Restate the listing below word for word, omitting any images.
## Start
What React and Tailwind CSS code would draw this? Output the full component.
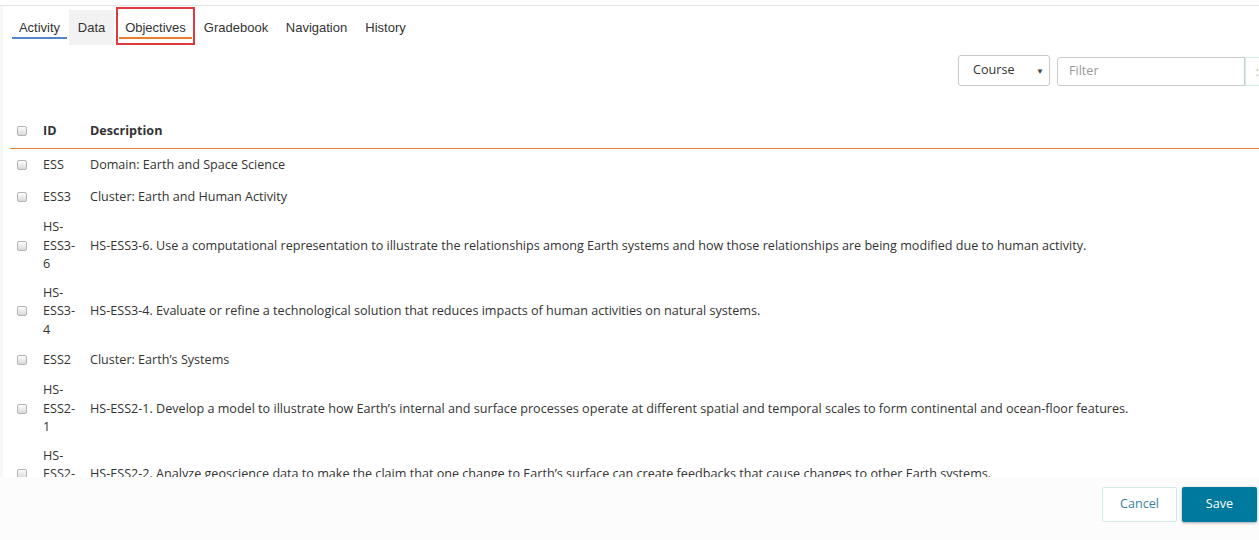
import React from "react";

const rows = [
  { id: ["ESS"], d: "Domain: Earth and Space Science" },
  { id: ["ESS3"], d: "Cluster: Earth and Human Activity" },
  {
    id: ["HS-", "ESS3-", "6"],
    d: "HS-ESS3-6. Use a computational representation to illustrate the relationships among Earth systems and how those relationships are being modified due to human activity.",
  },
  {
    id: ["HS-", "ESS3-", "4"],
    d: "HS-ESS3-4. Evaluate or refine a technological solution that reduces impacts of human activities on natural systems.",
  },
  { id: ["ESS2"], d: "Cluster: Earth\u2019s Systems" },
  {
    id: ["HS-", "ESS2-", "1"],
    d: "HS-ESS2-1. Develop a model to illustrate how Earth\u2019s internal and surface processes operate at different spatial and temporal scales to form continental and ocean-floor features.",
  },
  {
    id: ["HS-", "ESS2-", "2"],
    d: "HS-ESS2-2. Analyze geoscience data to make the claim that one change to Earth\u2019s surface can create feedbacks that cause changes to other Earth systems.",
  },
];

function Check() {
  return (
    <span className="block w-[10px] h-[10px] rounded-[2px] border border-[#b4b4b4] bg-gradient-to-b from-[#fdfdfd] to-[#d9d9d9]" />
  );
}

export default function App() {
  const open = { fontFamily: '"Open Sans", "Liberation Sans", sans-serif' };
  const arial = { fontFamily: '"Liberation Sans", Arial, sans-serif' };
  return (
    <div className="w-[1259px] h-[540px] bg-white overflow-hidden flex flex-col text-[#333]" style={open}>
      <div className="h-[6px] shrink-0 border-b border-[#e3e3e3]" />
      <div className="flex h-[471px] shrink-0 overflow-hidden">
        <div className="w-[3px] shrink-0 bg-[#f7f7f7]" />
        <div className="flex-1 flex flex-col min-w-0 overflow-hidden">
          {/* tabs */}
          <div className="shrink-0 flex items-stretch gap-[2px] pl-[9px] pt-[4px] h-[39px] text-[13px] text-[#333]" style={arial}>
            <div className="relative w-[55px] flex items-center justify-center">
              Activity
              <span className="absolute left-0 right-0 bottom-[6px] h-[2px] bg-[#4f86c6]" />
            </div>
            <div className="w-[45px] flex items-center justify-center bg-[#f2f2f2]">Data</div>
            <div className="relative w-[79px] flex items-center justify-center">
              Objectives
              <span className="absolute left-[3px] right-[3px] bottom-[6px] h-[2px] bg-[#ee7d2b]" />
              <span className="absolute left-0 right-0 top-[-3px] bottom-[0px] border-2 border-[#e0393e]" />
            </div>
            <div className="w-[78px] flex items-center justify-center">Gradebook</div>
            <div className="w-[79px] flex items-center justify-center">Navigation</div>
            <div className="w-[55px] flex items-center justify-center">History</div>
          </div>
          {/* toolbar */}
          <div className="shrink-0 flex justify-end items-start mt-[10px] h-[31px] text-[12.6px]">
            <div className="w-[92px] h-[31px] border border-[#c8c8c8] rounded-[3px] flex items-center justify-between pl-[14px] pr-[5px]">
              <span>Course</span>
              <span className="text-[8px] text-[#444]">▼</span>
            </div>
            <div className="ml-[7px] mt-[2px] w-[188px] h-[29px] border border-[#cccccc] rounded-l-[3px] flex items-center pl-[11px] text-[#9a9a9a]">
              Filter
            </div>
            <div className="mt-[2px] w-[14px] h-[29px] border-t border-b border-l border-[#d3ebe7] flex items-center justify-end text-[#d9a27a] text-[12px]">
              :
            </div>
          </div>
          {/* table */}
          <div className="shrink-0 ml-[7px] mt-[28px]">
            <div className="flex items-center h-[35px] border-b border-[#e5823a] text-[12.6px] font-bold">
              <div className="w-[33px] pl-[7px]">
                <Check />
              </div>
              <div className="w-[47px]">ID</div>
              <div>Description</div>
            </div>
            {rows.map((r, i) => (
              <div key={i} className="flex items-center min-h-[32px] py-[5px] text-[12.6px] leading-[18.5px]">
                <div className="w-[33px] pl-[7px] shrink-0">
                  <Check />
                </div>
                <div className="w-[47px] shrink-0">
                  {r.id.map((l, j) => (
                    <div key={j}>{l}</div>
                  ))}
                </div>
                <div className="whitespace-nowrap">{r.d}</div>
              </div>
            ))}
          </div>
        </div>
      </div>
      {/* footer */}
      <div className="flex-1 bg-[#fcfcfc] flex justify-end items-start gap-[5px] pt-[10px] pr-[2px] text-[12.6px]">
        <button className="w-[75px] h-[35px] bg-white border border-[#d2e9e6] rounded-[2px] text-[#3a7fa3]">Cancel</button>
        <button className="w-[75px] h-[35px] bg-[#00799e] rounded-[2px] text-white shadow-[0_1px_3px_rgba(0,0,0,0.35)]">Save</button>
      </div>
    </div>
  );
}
## End
• ANSWER TO THE TASK
What React and Tailwind CSS code would draw this? Output the full component.
import React from "react";

const rows = [
  { id: ["ESS"], d: "Domain: Earth and Space Science" },
  { id: ["ESS3"], d: "Cluster: Earth and Human Activity" },
  {
    id: ["HS-", "ESS3-", "6"],
    d: "HS-ESS3-6. Use a computational representation to illustrate the relationships among Earth systems and how those relationships are being modified due to human activity.",
  },
  {
    id: ["HS-", "ESS3-", "4"],
    d: "HS-ESS3-4. Evaluate or refine a technological solution that reduces impacts of human activities on natural systems.",
  },
  { id: ["ESS2"], d: "Cluster: Earth\u2019s Systems" },
  {
    id: ["HS-", "ESS2-", "1"],
    d: "HS-ESS2-1. Develop a model to illustrate how Earth\u2019s internal and surface processes operate at different spatial and temporal scales to form continental and ocean-floor features.",
  },
  {
    id: ["HS-", "ESS2-", "2"],
    d: "HS-ESS2-2. Analyze geoscience data to make the claim that one change to Earth\u2019s surface can create feedbacks that cause changes to other Earth systems.",
  },
];

function Check() {
  return (
    <span className="block w-[10px] h-[10px] rounded-[2px] border border-[#b4b4b4] bg-gradient-to-b from-[#fdfdfd] to-[#d9d9d9]" />
  );
}

export default function App() {
  const open = { fontFamily: '"Open Sans", "Liberation Sans", sans-serif' };
  const arial = { fontFamily: '"Liberation Sans", Arial, sans-serif' };
  return (
    <div className="w-[1259px] h-[540px] bg-white overflow-hidden flex flex-col text-[#333]" style={open}>
      <div className="h-[6px] shrink-0 border-b border-[#e3e3e3]" />
      <div className="flex h-[471px] shrink-0 overflow-hidden">
        <div className="w-[3px] shrink-0 bg-[#f7f7f7]" />
        <div className="flex-1 flex flex-col min-w-0 overflow-hidden">
          {/* tabs */}
          <div className="shrink-0 flex items-stretch gap-[2px] pl-[9px] pt-[4px] h-[39px] text-[13px] text-[#333]" style={arial}>
            <div className="relative w-[55px] flex items-center justify-center">
              Activity
              <span className="absolute left-0 right-0 bottom-[6px] h-[2px] bg-[#4f86c6]" />
            </div>
            <div className="w-[45px] flex items-center justify-center bg-[#f2f2f2]">Data</div>
            <div className="relative w-[79px] flex items-center justify-center">
              Objectives
              <span className="absolute left-[3px] right-[3px] bottom-[6px] h-[2px] bg-[#ee7d2b]" />
              <span className="absolute left-0 right-0 top-[-3px] bottom-[0px] border-2 border-[#e0393e]" />
            </div>
            <div className="w-[78px] flex items-center justify-center">Gradebook</div>
            <div className="w-[79px] flex items-center justify-center">Navigation</div>
            <div className="w-[55px] flex items-center justify-center">History</div>
          </div>
          {/* toolbar */}
          <div className="shrink-0 flex justify-end items-start mt-[10px] h-[31px] text-[12.6px]">
            <div className="w-[92px] h-[31px] border border-[#c8c8c8] rounded-[3px] flex items-center justify-between pl-[14px] pr-[5px]">
              <span>Course</span>
              <span className="text-[8px] text-[#444]">▼</span>
            </div>
            <div className="ml-[7px] mt-[2px] w-[188px] h-[29px] border border-[#cccccc] rounded-l-[3px] flex items-center pl-[11px] text-[#9a9a9a]">
              Filter
            </div>
            <div className="mt-[2px] w-[14px] h-[29px] border-t border-b border-l border-[#d3ebe7] flex items-center justify-end text-[#d9a27a] text-[12px]">
              :
            </div>
          </div>
          {/* table */}
          <div className="shrink-0 ml-[7px] mt-[28px]">
            <div className="flex items-center h-[35px] border-b border-[#e5823a] text-[12.6px] font-bold">
              <div className="w-[33px] pl-[7px]">
                <Check />
              </div>
              <div className="w-[47px]">ID</div>
              <div>Description</div>
            </div>
            {rows.map((r, i) => (
              <div key={i} className="flex items-center min-h-[32px] py-[5px] text-[12.6px] leading-[18.5px]">
                <div className="w-[33px] pl-[7px] shrink-0">
                  <Check />
                </div>
                <div className="w-[47px] shrink-0">
                  {r.id.map((l, j) => (
                    <div key={j}>{l}</div>
                  ))}
                </div>
                <div className="whitespace-nowrap">{r.d}</div>
              </div>
            ))}
          </div>
        </div>
      </div>
      {/* footer */}
      <div className="flex-1 bg-[#fcfcfc] flex justify-end items-start gap-[5px] pt-[10px] pr-[2px] text-[12.6px]">
        <button className="w-[75px] h-[35px] bg-white border border-[#d2e9e6] rounded-[2px] text-[#3a7fa3]">Cancel</button>
        <button className="w-[75px] h-[35px] bg-[#00799e] rounded-[2px] text-white shadow-[0_1px_3px_rgba(0,0,0,0.35)]">Save</button>
      </div>
    </div>
  );
}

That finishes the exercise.